Eric A Smith
BIO A 520
Principles and methods of evolutionary behavioral ecology, and critical examination of their application to human behavior in such areas as resource utilization, mating, parenting, life history, cooperation, and competition.
Behavioral ecology examines patterns of behavior as adaptations -- that is, as products of evolved cognitive mechanisms designed to respond in fitness-enhancing ways to social and environmental variation. In the last three decades, a growing number of anthropologists, archaeologists, and other social and biological scientists have been testing, refining, and elaborating theories and models from behavioral ecology in human populations.
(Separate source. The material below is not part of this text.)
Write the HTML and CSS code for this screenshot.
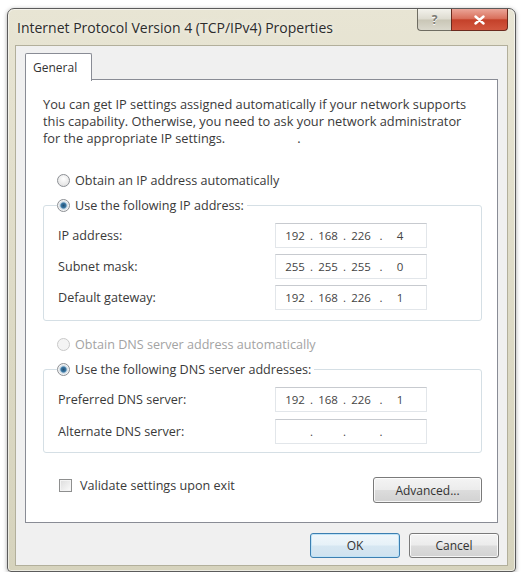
FILE: index.html
```html
<!DOCTYPE html>
<html lang="en">
<head>
    <meta charset="UTF-8">
    <title>Internet Protocol Version 4 (TCP/IPv4) Properties</title>
    <link rel="stylesheet" href="styles.css">
</head>
<body>
    <div class="window">
        <div class="titlebar">
            <span class="title">Internet Protocol Version 4 (TCP/IPv4) Properties</span>
            <div class="caption-buttons">
                <span class="cap help">?</span>
                <span class="cap close">
                    <svg width="11" height="10" viewBox="0 0 11 10">
                        <path d="M1.5 1.5 L9.5 8.5 M9.5 1.5 L1.5 8.5" stroke="#fff" stroke-width="2.4" stroke-linecap="round"/>
                    </svg>
                </span>
            </div>
        </div>

        <div class="client">
            <div class="tabs"><span class="tab">General</span></div>
            <div class="panel">
                <p class="intro">You can get IP settings assigned automatically if your network supports<br>
                this capability. Otherwise, you need to ask your network administrator<br>
                for the appropriate IP settings.<span class="speck">.</span></p>

                <div class="option first"><span class="radio"></span>Obtain an IP address automatically</div>
                <fieldset class="group">
                    <legend><span class="radio checked"></span>Use the following IP address:</legend>
                    <div class="field-row">
                        <span>IP address:</span>
                        <div class="ip"><span>192</span><i>.</i><span>168</span><i>.</i><span>226</span><i>.</i><span>4</span></div>
                    </div>
                    <div class="field-row">
                        <span>Subnet mask:</span>
                        <div class="ip"><span>255</span><i>.</i><span>255</span><i>.</i><span>255</span><i>.</i><span>0</span></div>
                    </div>
                    <div class="field-row">
                        <span>Default gateway:</span>
                        <div class="ip"><span>192</span><i>.</i><span>168</span><i>.</i><span>226</span><i>.</i><span>1</span></div>
                    </div>
                </fieldset>

                <div class="option second disabled"><span class="radio"></span>Obtain DNS server address automatically</div>
                <fieldset class="group dns">
                    <legend><span class="radio checked"></span>Use the following DNS server addresses:</legend>
                    <div class="field-row">
                        <span>Preferred DNS server:</span>
                        <div class="ip"><span>192</span><i>.</i><span>168</span><i>.</i><span>226</span><i>.</i><span>1</span></div>
                    </div>
                    <div class="field-row">
                        <span>Alternate DNS server:</span>
                        <div class="ip"><span></span><i>.</i><span></span><i>.</i><span></span><i>.</i><span></span></div>
                    </div>
                </fieldset>

                <div class="check-row">
                    <label class="check"><span class="checkbox"></span>Validate settings upon exit</label>
                    <button class="btn advanced">Advanced...</button>
                </div>
            </div>

            <div class="dialog-buttons">
                <button class="btn default">OK</button>
                <button class="btn">Cancel</button>
            </div>
        </div>
    </div>
</body>
</html>
```

FILE: styles.css
```css
body {
    margin: 0;
    background-color: #fff;
    font-family: "Open Sans", "Noto Sans", Arial, sans-serif;
    font-size: 12.6px;
    color: #3a3a3a;
}
.window {
    width: 507px;
    height: 562px;
    margin: 8px 0 0 7px;
    border: 1px solid #5b5b5b;
    border-radius: 7px 7px 4px 4px;
    background: linear-gradient(#e8e5d4, #dcd9c4 60%, #d6d3bd);
    box-shadow: 0 1px 4px rgba(0, 0, 0, 0.35), inset 0 0 0 1px rgba(255, 255, 255, 0.55);
    display: flex;
    flex-direction: column;
}
.titlebar {
    height: 36px;
    display: flex;
    justify-content: space-between;
    padding: 0 7px 0 9px;
}
.title {
    font-size: 14px;
    color: #2c2c2c;
    line-height: 38px;
    text-shadow: 0 0 6px rgba(255, 255, 255, 0.9);
}
.caption-buttons {
    display: flex;
    align-self: flex-start;
}
.cap {
    height: 21px;
    display: flex;
    align-items: center;
    justify-content: center;
    border: 1px solid #6f6d62;
    border-top: none;
}
.help {
    width: 33px;
    border-radius: 0 0 0 4px;
    border-right: none;
    background: linear-gradient(#f3f2ec, #dddbd0 48%, #c9c6b6 52%, #dad8cc);
    color: #7a7a74;
    font-weight: bold;
    font-size: 12px;
    text-shadow: 0 1px 0 #fff;
}
.close {
    width: 55px;
    border-color: #6b2a1e;
    border-radius: 0 0 4px 0;
    background: linear-gradient(#eba598, #d9705c 45%, #c4412a 52%, #d2573f);
}
.client {
    flex: 1;
    margin: 0 7px 6px;
    border: 1px solid #b2af9b;
    background-color: #f0f0f0;
    padding: 7px 9px 7px 9px;
}
.tabs {
    height: 26px;
}
.tab {
    position: relative;
    z-index: 1;
    display: inline-block;
    height: 27px;
    line-height: 27px;
    padding: 0 14px 0 7px;
    border: 1px solid #898c95;
    border-bottom: none;
    border-radius: 2px 2px 0 0;
    background-color: #fff;
    color: #333;
    font-size: 12px;
}
.panel {
    border: 1px solid #898c95;
    background-color: #fff;
    padding: 16px 15px 19px 17px;
}
.intro {
    margin: 0;
    line-height: 17px;
    font-size: 12.8px;
}
.speck {
    padding-left: 72px;
}
.option {
    display: flex;
    align-items: center;
    height: 16px;
    margin-left: 14px;
}
.option.first {
    margin-top: 25px;
}
.option.second {
    margin-top: 15px;
}
.disabled {
    color: #a3a3a3;
}
.radio {
    width: 11px;
    height: 11px;
    margin-right: 5px;
    border: 1px solid #8c8f94;
    border-radius: 50%;
    background: radial-gradient(circle at 50% 35%, #fff, #dcdcdc);
    display: inline-block;
    flex-shrink: 0;
    box-sizing: content-box;
}
.radio.checked {
    background: radial-gradient(circle, #254f72 0, #3a79a6 2.5px, #c9d8e4 3.6px, #f4f4f4 5px);
}
.disabled .radio {
    border-color: #c9c9c9;
    background: #f4f4f4;
}
.group {
    margin: 9px 0 0 0;
    padding: 0 54px 10px 14px;
    border: 1px solid #d5dfe5;
    border-radius: 3px;
    min-inline-size: 0;
}
.group.dns {
    padding-bottom: 8px;
}
.group legend {
    display: flex;
    align-items: center;
    height: 16px;
    padding: 0 3px 0 0;
    margin-left: -1px;
}
.field-row {
    display: flex;
    justify-content: space-between;
    align-items: center;
    height: 25px;
    margin-top: 6px;
}
.dns .field-row {
    margin-top: 7px;
}
.field-row:first-of-type {
    margin-top: 10px;
}
.ip {
    border: 1px solid #e2e6ea;
    border-top-color: #c7cacf;
    display: grid;
    grid-template-columns: 26px 7px 26px 7px 26px 14px 24px;
    align-items: center;
    padding-left: 6px;
    box-sizing: border-box;
    width: 152px;
    height: 25px;
    font-size: 11.5px;
    color: #444;
}
.ip span {
    text-align: center;
}
.ip i {
    font-style: normal;
    text-align: center;
}
.check-row {
    display: flex;
    justify-content: space-between;
    align-items: center;
    width: 439px;
    margin-top: 24px;
}
.check {
    display: flex;
    align-items: center;
    margin-left: 16px;
    margin-top: -10px;
}
.checkbox {
    width: 11px;
    height: 11px;
    margin-right: 8px;
    border: 1px solid #8e8f8f;
    background: linear-gradient(135deg, #dcdcdc, #fbfbfb);
    box-shadow: inset 0 0 0 1px #f4f4f4;
}
.btn {
    font-family: inherit;
    font-size: 12px;
    color: #333;
    height: 26px;
    padding: 0;
    border: 1px solid #7a7a7a;
    border-radius: 3px;
    background: linear-gradient(#f4f4f4, #ececec 48%, #dcdcdc 52%, #d2d2d2);
    box-shadow: inset 0 0 0 1px rgba(255, 255, 255, 0.8);
}
.advanced {
    width: 109px;
}
.dialog-buttons {
    display: flex;
    justify-content: flex-end;
    gap: 9px;
    margin-top: 10px;
    margin-right: -1px;
}
.dialog-buttons .btn {
    width: 90px;
    height: 25px;
}
.btn.default {
    border-color: #3c7fb1;
    background: linear-gradient(#f0f7fb, #e6f1f8 48%, #d6e7f2 52%, #cfe2ef);
    box-shadow: inset 0 0 0 1px #bfe3f7;
}
```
This seminar examines this body of work and its underlying theoretical basis.
Topics to be covered include: * frameworks for studying behavioral adaptative mechanisms (phenotypic adaptation, dual transmission theory, evolutionary psychology) * variation and change in subsistence strategies (including foraging strategies, emergence of agriculture, time allocation and spatial organization) * parental investment, mating systems, and life history strategies * evolutionary perspectives on cooperation (e.g., resource sharing, collective action) * the behavioral ecology of competition and hierarchy * costly signaling analyses of generosity, cooperation, and mate choice
Student learning goals
General method of instruction
Class sessions will focus on seminar discussion, plus student presentations and interactive lecturing. The primary written assignment is a mock research proposal outlining empirical research (in an ethnographic or archaeological setting) based on hypotheses derived from a particular model or topic in behavioral ecology.
This course is intended for graduate students in Biocultural Anthropology, and others who have a strong background in anthropology, evolutionary biology, or cognate fields. Non-anthropology students with sufficient background and interests are encouraged to contact the instructor about enrolling. Enrollment is limited to 15 students.
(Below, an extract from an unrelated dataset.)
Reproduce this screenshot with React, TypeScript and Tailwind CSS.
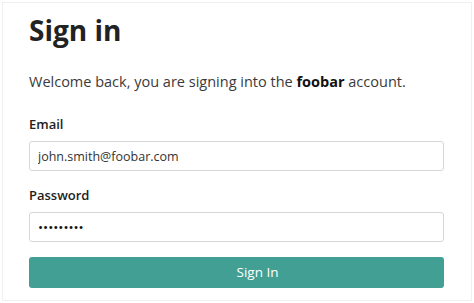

The reading consists of selections from two edited volumes (Evolutionary Ecology and Human Behavior, ed. Smith & Winterhalder; and Evolutionary Behavioral Ecology, ed. Westneat & Fox) plus a variety of journal articles. Those lacking sufficient background in the principles of behavioral biology and evolutionary adaptation will need to remedy this by additional reading from the Westneat & Fox text.
Class assignments and grading
The primary written assignment is a mock research proposal outlining proposed empirical research (in an ethnographic or archaeological setting) based on hypotheses derived from a particular model or topic in behavioral ecology. A class presentation on current debates over one of the topics in the syllabus will also be required.
Mock research proposal; class presentation; discussion topics and participation.